== PROBLEM TO SOLVE ==
Repeat the full listing below verbatim and keep the images out.

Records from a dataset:
· · · · · · ·
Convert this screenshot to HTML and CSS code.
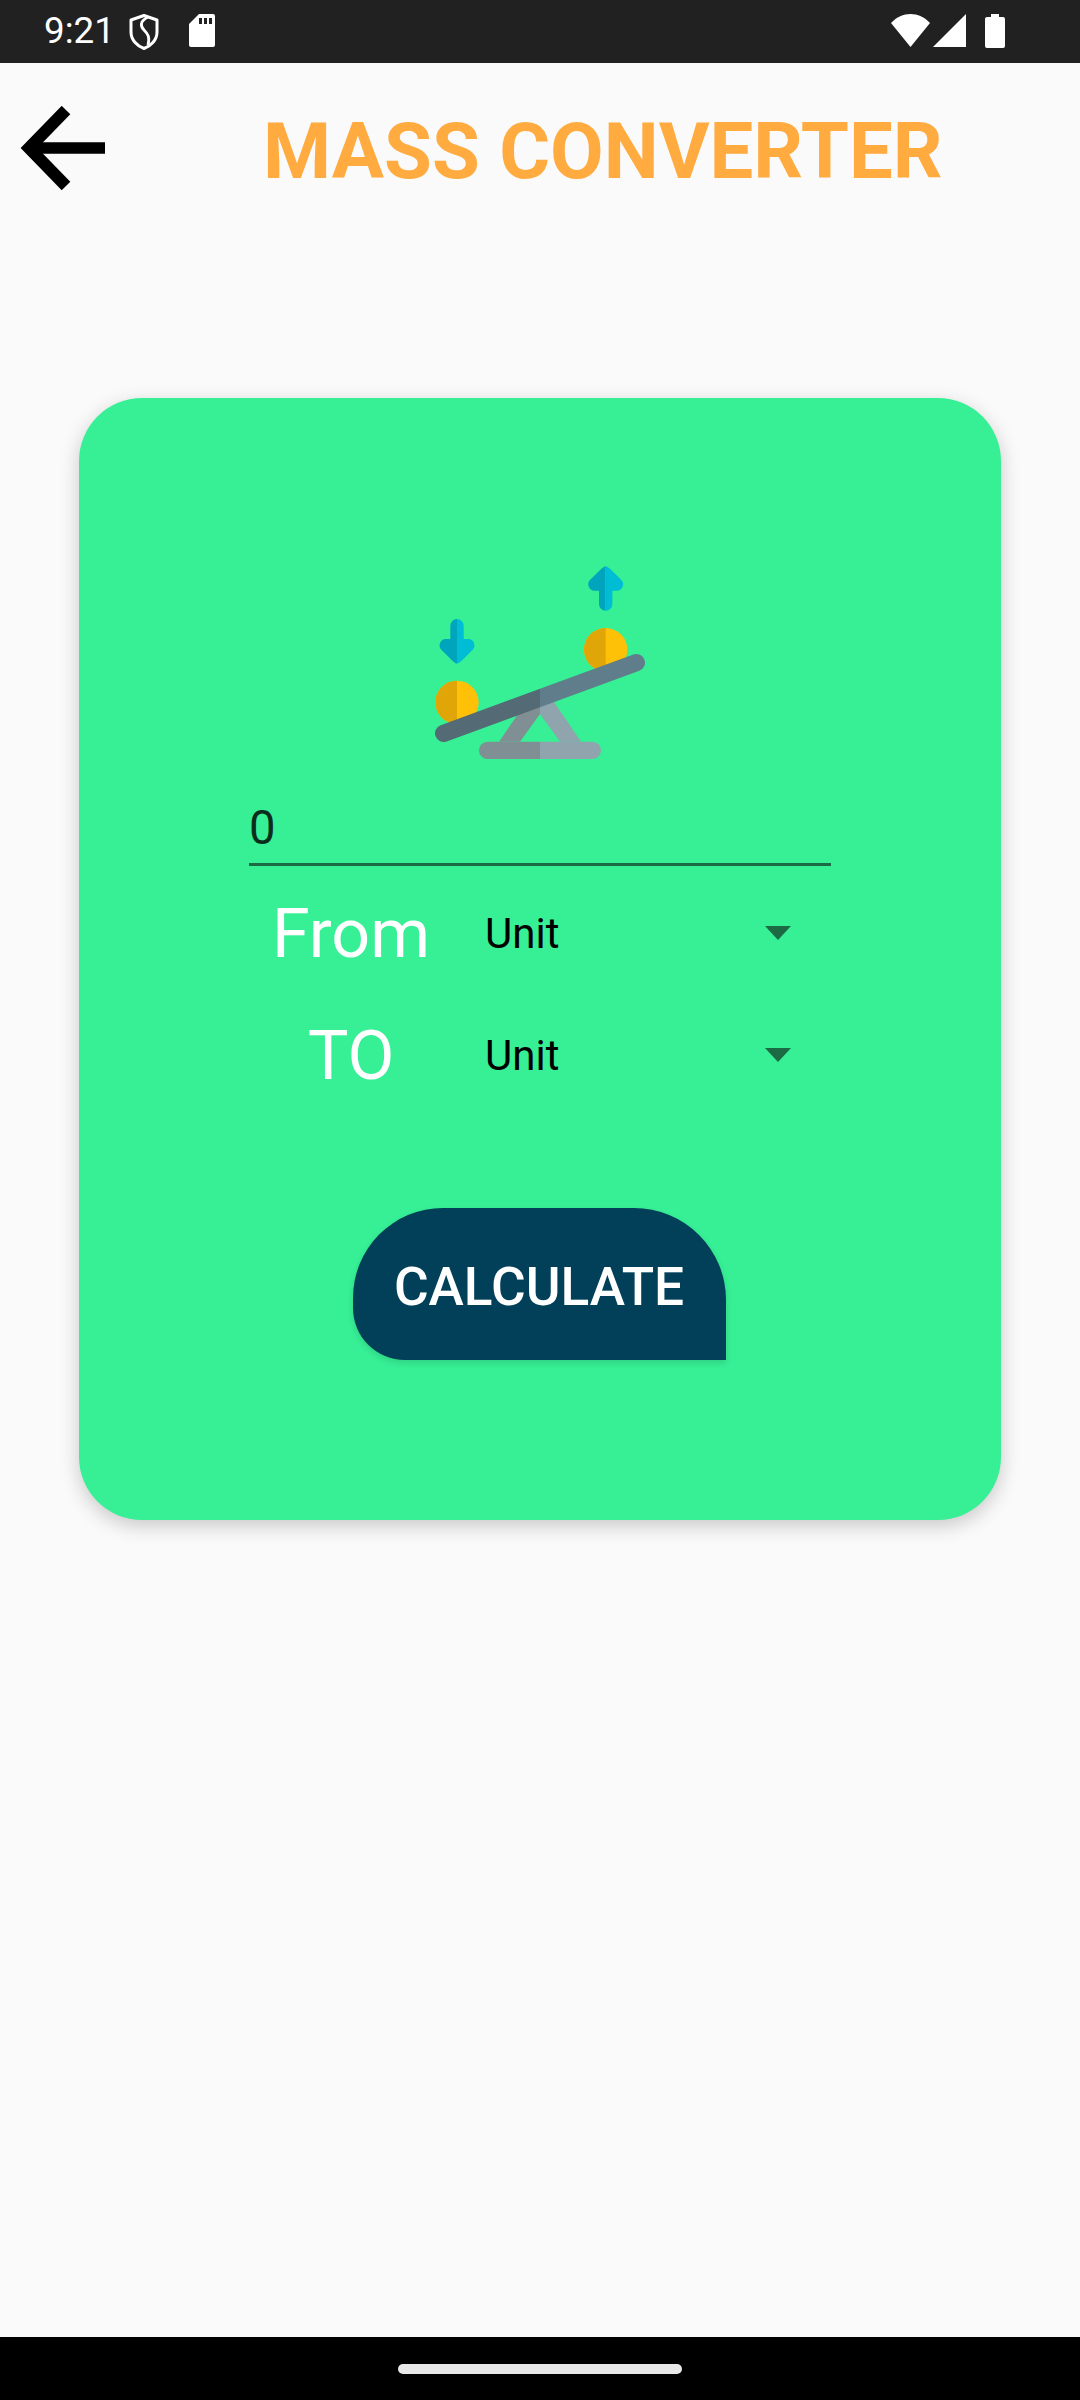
FILE: index.html
```html
<!DOCTYPE html>
<html lang="en">
<head>
<meta charset="utf-8">
<title>Mass Converter</title>
<link rel="stylesheet" href="styles.css">
</head>
<body>
<div class="screen">
  <div class="status-bar">
    <span class="time">9:21</span>
    <svg class="shield" width="30" height="36" viewBox="0 0 30 36"><path d="M15 1.500 L28 6 V18 C28 26 22 32 15 34.500 C8 32 2 26 2 18 V6 Z" fill="none" stroke="#fff" stroke-width="3" stroke-linejoin="round"/><path d="M19 3 C11 7 11 12 15 16 C19 20 21 23 19 31" fill="none" stroke="#fff" stroke-width="2.800"/></svg>
    <svg class="sd" width="26" height="33" viewBox="0 0 26 33"><path d="M10 0 H24 a2 2 0 0 1 2 2 V31 a2 2 0 0 1 -2 2 H2 a2 2 0 0 1 -2 -2 V10 Z" fill="#fff"/><rect x="10" y="4" width="3" height="6" fill="#212121"/><rect x="15" y="4" width="3" height="6" fill="#212121"/><rect x="20" y="4" width="3" height="6" fill="#212121"/></svg>
    <div class="status-right">
      <svg width="39" height="33" viewBox="0 0 39 33"><path d="M0 9 C11 -3 28 -3 39 9 L19.500 33 Z" fill="#fff"/></svg>
      <svg width="33" height="33" viewBox="0 0 33 33"><path d="M33 0 V33 H0 Z" fill="#fff"/></svg>
      <svg class="battery" width="20" height="34" viewBox="0 0 20 34"><path d="M6 0 H14 V3 H18 a2 2 0 0 1 2 2 V32 a2 2 0 0 1 -2 2 H2 a2 2 0 0 1 -2 -2 V5 a2 2 0 0 1 2 -2 H6 Z" fill="#fff"/></svg>
    </div>
  </div>

  <header class="top-bar">
    <svg class="back" width="88" height="90" viewBox="0 0 88 90"><path d="M85 42 H10" fill="none" stroke="#000" stroke-width="11.500"/><path d="M46 4 L9 42 L46 80" fill="none" stroke="#000" stroke-width="12" stroke-linecap="butt" stroke-linejoin="miter"/></svg>
    <h1 class="title">MASS CONVERTER</h1>
  </header>

  <main class="content">
    <section class="card">
      <svg class="seesaw" width="280" height="240" viewBox="0 0 840 720">
        <defs>
          <clipPath id="left-half"><rect x="0" y="0" width="420" height="720"/></clipPath>
          <clipPath id="right-half"><rect x="420" y="0" width="420" height="720"/></clipPath>
        </defs>
        <circle cx="171" cy="487" r="65" fill="#FFC107"/>
        <path d="M171 422 a65 65 0 0 0 0 130 Z" fill="#E0A608"/>
        <circle cx="617" cy="329" r="65" fill="#FFC107"/>
        <path d="M617 264 a65 65 0 0 0 0 130 Z" fill="#E0A608"/>
        <g>
          <path d="M171 237 a20 20 0 0 0 -20 20 V297 H137 a19 19 0 0 0 -13 32 L158 363 q13 11 13 6 Z" fill="#00A5BD"/>
          <path d="M171 237 a20 20 0 0 1 20 20 V297 H205 a19 19 0 0 1 13 32 L184 363 q-13 11 -13 6 Z" fill="#00BCD4"/>
        </g>
        <g transform="translate(446 449) scale(1 -1)">
          <path d="M171 237 a20 20 0 0 0 -20 20 V297 H137 a19 19 0 0 0 -13 32 L158 363 q13 11 13 6 Z" fill="#00A5BD"/>
          <path d="M171 237 a20 20 0 0 1 20 20 V297 H205 a19 19 0 0 1 13 32 L184 363 q-13 11 -13 6 Z" fill="#00BCD4"/>
        </g>
        <path d="M297 605 L366 505 L420 490 V522 L360 605 Z" fill="#7F8F93"/>
        <path d="M420 480 H458 L543 605 H480 L420 522 Z" fill="#90A4AE"/>
        <path d="M263 605 H420 V657 H263 a26 26 0 0 1 0 -52 Z" fill="#7F8F93"/>
        <path d="M577 605 H420 V657 H577 a26 26 0 0 0 0 -52 Z" fill="#90A4AE"/>
        <line x1="131" y1="580" x2="709" y2="368" stroke="#546A75" stroke-width="52" stroke-linecap="round" clip-path="url(#left-half)"/>
        <line x1="131" y1="580" x2="709" y2="368" stroke="#607D8B" stroke-width="52" stroke-linecap="round" clip-path="url(#right-half)"/>
      </svg>

      <div class="value-field"><span>0</span></div>

      <div class="unit-row">
        <span class="unit-label">From</span>
        <div class="unit-select"><span>Unit</span><i class="caret"></i></div>
      </div>
      <div class="unit-row">
        <span class="unit-label">TO</span>
        <div class="unit-select"><span>Unit</span><i class="caret"></i></div>
      </div>

      <button class="calc">CALCULATE</button>
    </section>
  </main>

  <footer class="nav-bar"><div class="pill"></div></footer>
</div>
</body>
</html>
```
FILE: styles.css
```css
* { box-sizing: border-box; }
html, body { margin: 0; padding: 0; }
body { font-family: Roboto, "Liberation Sans", sans-serif; background: #FAFAFA; }

.screen { width: 1080px; height: 2400px; display: flex; flex-direction: column; overflow: hidden; }

.status-bar { height: 63px; flex: none; background: #212121; display: flex; align-items: flex-start; padding: 14px 0 0 44px; color: #fff; }
.time { font-size: 36.75px; line-height: 33px; width: 85px; }
.shield { display: block; margin-right: 30px; }
.status-right { margin-left: auto; display: flex; gap: 3px; padding-right: 75px; }
.status-right svg { display: block; }
.battery { margin-left: 16px; }

.top-bar { height: 172px; flex: none; display: flex; align-items: flex-start; padding: 43px 0 0 20px; }
.back { display: block; flex: none; }
.title { margin: 4px 0 0 155px; font-size: 77.8px; line-height: 84px; font-weight: 700; color: #FFAB40; white-space: nowrap; }

.content { flex: 1; padding: 163px 79px 0; }

.card { height: 1122px; background: #37EF95; border-radius: 63px; box-shadow: 0 6px 20px rgba(0,0,0,.2); display: flex; flex-direction: column; align-items: center; padding-top: 142px; }
.seesaw { display: block; flex: none; }

.value-field { width: 582px; height: 85px; margin: 1px 0 7px; border-bottom: 3px solid #1C6A43; font-size: 47.25px; line-height: 60px; color: #0B2E1C; display: flex; align-items: flex-start; }
.value-field span { padding-top: 17px; }

.unit-row { width: 582px; height: 122px; display: flex; align-items: center; padding: 0 40px 0 15px; }
.unit-label { width: 174px; flex: none; text-align: center; font-size: 68.25px; line-height: 80px; color: #fff; }
.unit-select { flex: 1; display: flex; justify-content: space-between; align-items: center; font-size: 42px; line-height: 50px; color: #000; padding-left: 47px; }
.caret { width: 0; height: 0; margin-top: -2px; border-left: 13px solid transparent; border-right: 13px solid transparent; border-top: 14px solid #1C6A43; }

.calc { margin: 91px 2px 0 0; width: 373px; height: 152px; border: 0; background: #02405A; color: #fff; font: 500 53.2px/60px Roboto, "Liberation Sans", sans-serif; border-radius: 90px 92px 0 52px; padding: 6px 0 0; display: block; box-shadow: 0 3px 6px rgba(0,0,0,.12); }

.nav-bar { height: 63px; flex: none; background: #000; display: flex; justify-content: center; padding-top: 27px; }
.pill { width: 284px; height: 10px; border-radius: 5px; background: #E8E8E8; }
```
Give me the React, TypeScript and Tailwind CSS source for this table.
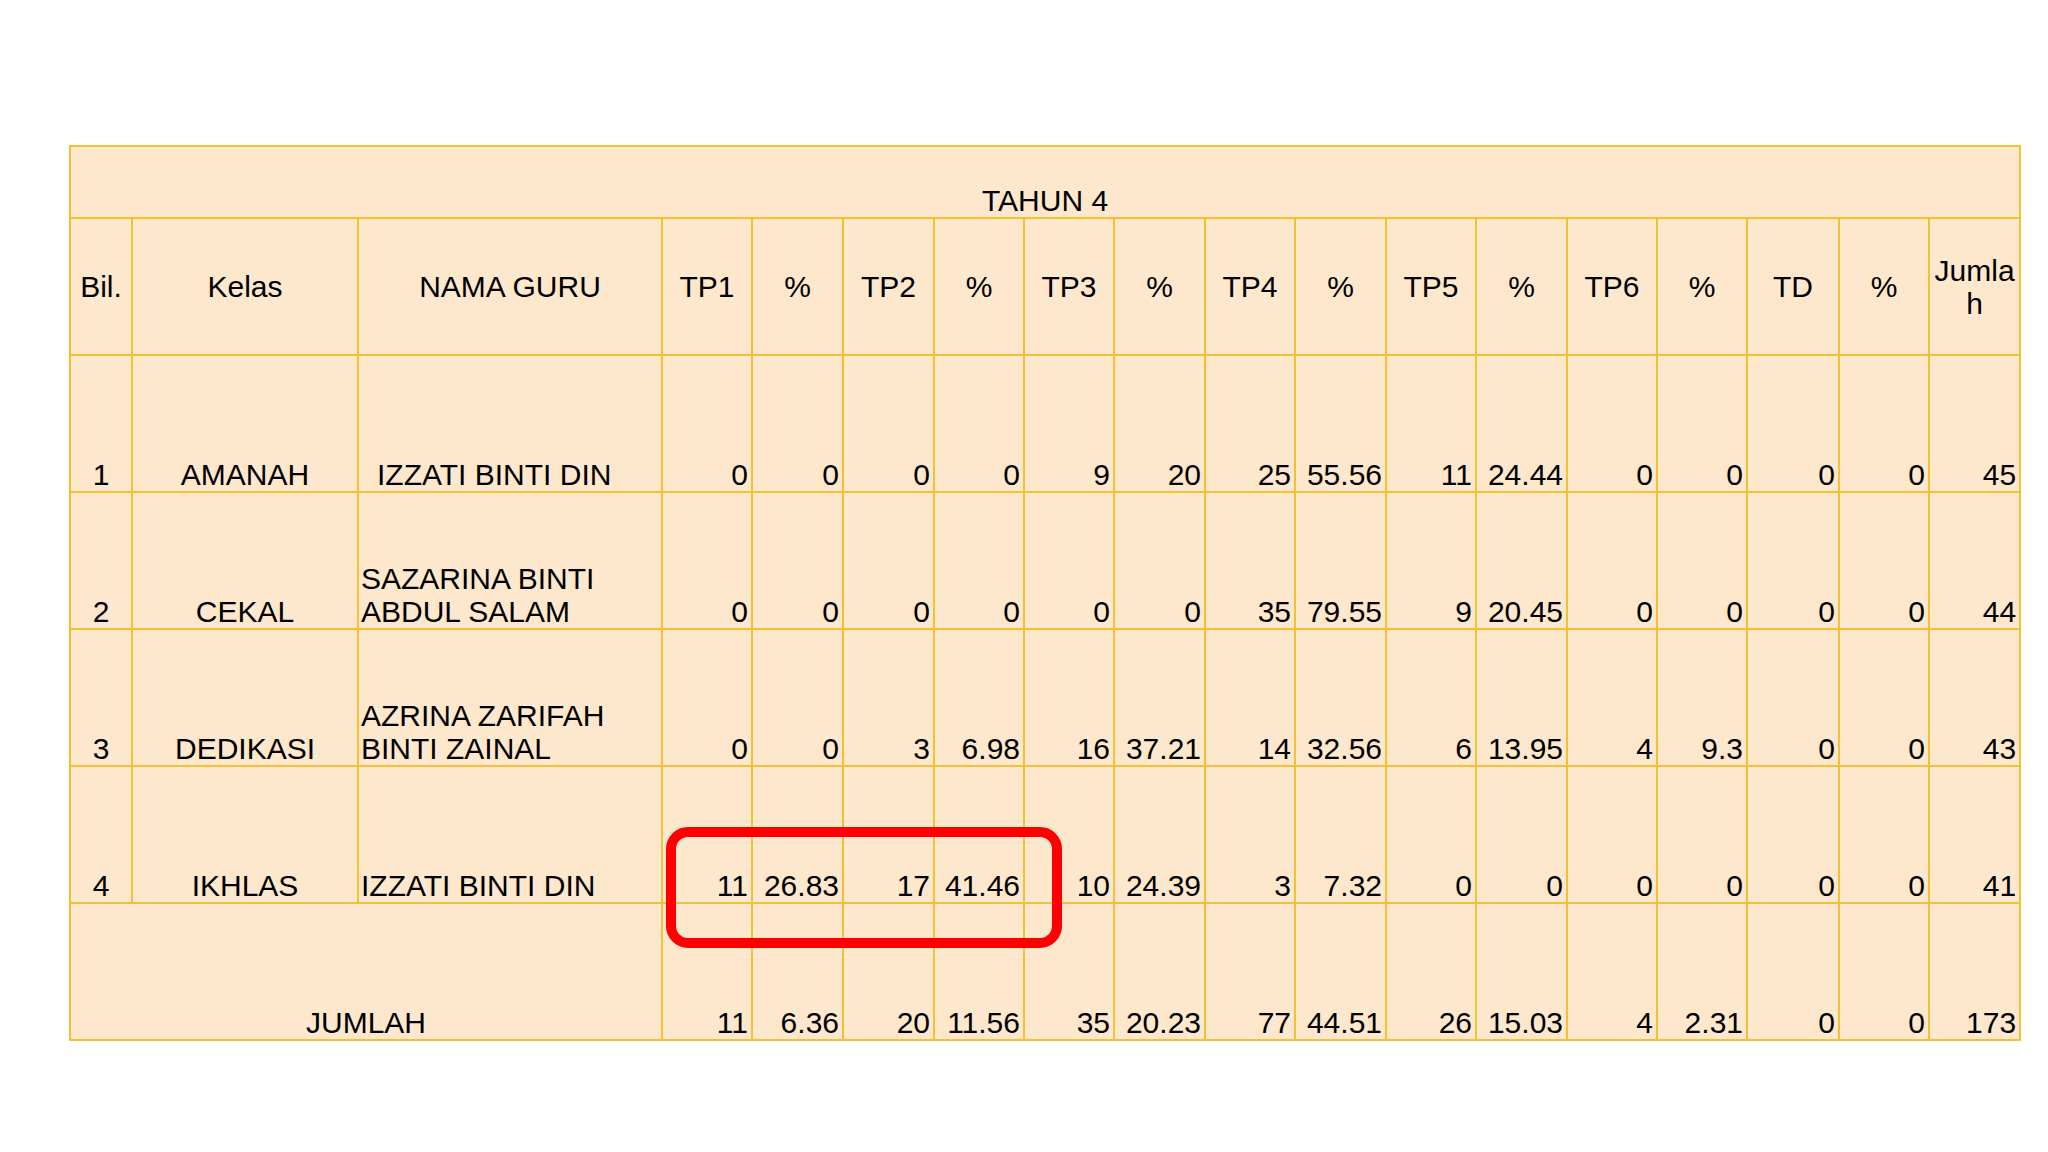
· · · · · · ·
== THE ANSWER ==
Convert this screenshot to HTML and CSS code.
FILE: index.html
```html
<!DOCTYPE html>
<html lang="en">
<head>
<meta charset="utf-8">
<title>Mass Converter</title>
<link rel="stylesheet" href="styles.css">
</head>
<body>
<div class="screen">
  <div class="status-bar">
    <span class="time">9:21</span>
    <svg class="shield" width="30" height="36" viewBox="0 0 30 36"><path d="M15 1.500 L28 6 V18 C28 26 22 32 15 34.500 C8 32 2 26 2 18 V6 Z" fill="none" stroke="#fff" stroke-width="3" stroke-linejoin="round"/><path d="M19 3 C11 7 11 12 15 16 C19 20 21 23 19 31" fill="none" stroke="#fff" stroke-width="2.800"/></svg>
    <svg class="sd" width="26" height="33" viewBox="0 0 26 33"><path d="M10 0 H24 a2 2 0 0 1 2 2 V31 a2 2 0 0 1 -2 2 H2 a2 2 0 0 1 -2 -2 V10 Z" fill="#fff"/><rect x="10" y="4" width="3" height="6" fill="#212121"/><rect x="15" y="4" width="3" height="6" fill="#212121"/><rect x="20" y="4" width="3" height="6" fill="#212121"/></svg>
    <div class="status-right">
      <svg width="39" height="33" viewBox="0 0 39 33"><path d="M0 9 C11 -3 28 -3 39 9 L19.500 33 Z" fill="#fff"/></svg>
      <svg width="33" height="33" viewBox="0 0 33 33"><path d="M33 0 V33 H0 Z" fill="#fff"/></svg>
      <svg class="battery" width="20" height="34" viewBox="0 0 20 34"><path d="M6 0 H14 V3 H18 a2 2 0 0 1 2 2 V32 a2 2 0 0 1 -2 2 H2 a2 2 0 0 1 -2 -2 V5 a2 2 0 0 1 2 -2 H6 Z" fill="#fff"/></svg>
    </div>
  </div>

  <header class="top-bar">
    <svg class="back" width="88" height="90" viewBox="0 0 88 90"><path d="M85 42 H10" fill="none" stroke="#000" stroke-width="11.500"/><path d="M46 4 L9 42 L46 80" fill="none" stroke="#000" stroke-width="12" stroke-linecap="butt" stroke-linejoin="miter"/></svg>
    <h1 class="title">MASS CONVERTER</h1>
  </header>

  <main class="content">
    <section class="card">
      <svg class="seesaw" width="280" height="240" viewBox="0 0 840 720">
        <defs>
          <clipPath id="left-half"><rect x="0" y="0" width="420" height="720"/></clipPath>
          <clipPath id="right-half"><rect x="420" y="0" width="420" height="720"/></clipPath>
        </defs>
        <circle cx="171" cy="487" r="65" fill="#FFC107"/>
        <path d="M171 422 a65 65 0 0 0 0 130 Z" fill="#E0A608"/>
        <circle cx="617" cy="329" r="65" fill="#FFC107"/>
        <path d="M617 264 a65 65 0 0 0 0 130 Z" fill="#E0A608"/>
        <g>
          <path d="M171 237 a20 20 0 0 0 -20 20 V297 H137 a19 19 0 0 0 -13 32 L158 363 q13 11 13 6 Z" fill="#00A5BD"/>
          <path d="M171 237 a20 20 0 0 1 20 20 V297 H205 a19 19 0 0 1 13 32 L184 363 q-13 11 -13 6 Z" fill="#00BCD4"/>
        </g>
        <g transform="translate(446 449) scale(1 -1)">
          <path d="M171 237 a20 20 0 0 0 -20 20 V297 H137 a19 19 0 0 0 -13 32 L158 363 q13 11 13 6 Z" fill="#00A5BD"/>
          <path d="M171 237 a20 20 0 0 1 20 20 V297 H205 a19 19 0 0 1 13 32 L184 363 q-13 11 -13 6 Z" fill="#00BCD4"/>
        </g>
        <path d="M297 605 L366 505 L420 490 V522 L360 605 Z" fill="#7F8F93"/>
        <path d="M420 480 H458 L543 605 H480 L420 522 Z" fill="#90A4AE"/>
        <path d="M263 605 H420 V657 H263 a26 26 0 0 1 0 -52 Z" fill="#7F8F93"/>
        <path d="M577 605 H420 V657 H577 a26 26 0 0 0 0 -52 Z" fill="#90A4AE"/>
        <line x1="131" y1="580" x2="709" y2="368" stroke="#546A75" stroke-width="52" stroke-linecap="round" clip-path="url(#left-half)"/>
        <line x1="131" y1="580" x2="709" y2="368" stroke="#607D8B" stroke-width="52" stroke-linecap="round" clip-path="url(#right-half)"/>
      </svg>

      <div class="value-field"><span>0</span></div>

      <div class="unit-row">
        <span class="unit-label">From</span>
        <div class="unit-select"><span>Unit</span><i class="caret"></i></div>
      </div>
      <div class="unit-row">
        <span class="unit-label">TO</span>
        <div class="unit-select"><span>Unit</span><i class="caret"></i></div>
      </div>

      <button class="calc">CALCULATE</button>
    </section>
  </main>

  <footer class="nav-bar"><div class="pill"></div></footer>
</div>
</body>
</html>
```
FILE: styles.css
```css
* { box-sizing: border-box; }
html, body { margin: 0; padding: 0; }
body { font-family: Roboto, "Liberation Sans", sans-serif; background: #FAFAFA; }

.screen { width: 1080px; height: 2400px; display: flex; flex-direction: column; overflow: hidden; }

.status-bar { height: 63px; flex: none; background: #212121; display: flex; align-items: flex-start; padding: 14px 0 0 44px; color: #fff; }
.time { font-size: 36.75px; line-height: 33px; width: 85px; }
.shield { display: block; margin-right: 30px; }
.status-right { margin-left: auto; display: flex; gap: 3px; padding-right: 75px; }
.status-right svg { display: block; }
.battery { margin-left: 16px; }

.top-bar { height: 172px; flex: none; display: flex; align-items: flex-start; padding: 43px 0 0 20px; }
.back { display: block; flex: none; }
.title { margin: 4px 0 0 155px; font-size: 77.8px; line-height: 84px; font-weight: 700; color: #FFAB40; white-space: nowrap; }

.content { flex: 1; padding: 163px 79px 0; }

.card { height: 1122px; background: #37EF95; border-radius: 63px; box-shadow: 0 6px 20px rgba(0,0,0,.2); display: flex; flex-direction: column; align-items: center; padding-top: 142px; }
.seesaw { display: block; flex: none; }

.value-field { width: 582px; height: 85px; margin: 1px 0 7px; border-bottom: 3px solid #1C6A43; font-size: 47.25px; line-height: 60px; color: #0B2E1C; display: flex; align-items: flex-start; }
.value-field span { padding-top: 17px; }

.unit-row { width: 582px; height: 122px; display: flex; align-items: center; padding: 0 40px 0 15px; }
.unit-label { width: 174px; flex: none; text-align: center; font-size: 68.25px; line-height: 80px; color: #fff; }
.unit-select { flex: 1; display: flex; justify-content: space-between; align-items: center; font-size: 42px; line-height: 50px; color: #000; padding-left: 47px; }
.caret { width: 0; height: 0; margin-top: -2px; border-left: 13px solid transparent; border-right: 13px solid transparent; border-top: 14px solid #1C6A43; }

.calc { margin: 91px 2px 0 0; width: 373px; height: 152px; border: 0; background: #02405A; color: #fff; font: 500 53.2px/60px Roboto, "Liberation Sans", sans-serif; border-radius: 90px 92px 0 52px; padding: 6px 0 0; display: block; box-shadow: 0 3px 6px rgba(0,0,0,.12); }

.nav-bar { height: 63px; flex: none; background: #000; display: flex; justify-content: center; padding-top: 27px; }
.pill { width: 284px; height: 10px; border-radius: 5px; background: #E8E8E8; }
```
Give me the React, TypeScript and Tailwind CSS source for this table.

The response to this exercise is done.